Question

$$ {\displaystyle ({e}^{x}\mathrm{sin}\left(y\right)-2y\mathrm{sin}\left(x\right))dx+({e}^{x}\mathrm{cos}\left(y\right)+2\mathrm{cos}\left(x\right))dy=0}$$

Answer

**step1 Identify M(x,y) and N(x,y) in the differential equation**

A differential equation of the form $$M(x,y)dx + N(x,y)dy = 0$$ is called an exact differential equation if certain conditions are met. First, we identify the expressions for $$M(x,y)$$ and $$N(x,y)$$ from the given equation.
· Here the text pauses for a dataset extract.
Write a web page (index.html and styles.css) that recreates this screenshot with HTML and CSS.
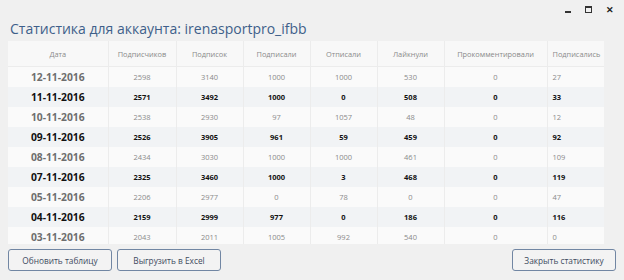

$$M(x,y) = e^x \sin(y) - 2y \sin(x)$$

$$N(x,y) = e^x \cos(y) + 2\cos(x)$$

**step2 Check for exactness of the differential equation**

For a differential equation to be exact, the partial derivative of $$M(x,y)$$ with respect to $$y$$ must be equal to the partial derivative of $$N(x,y)$$ with respect to $$x$$. That is, $$\frac{\partial M}{\partial y} = \frac{\partial N}{\partial x}$$. We calculate these partial derivatives.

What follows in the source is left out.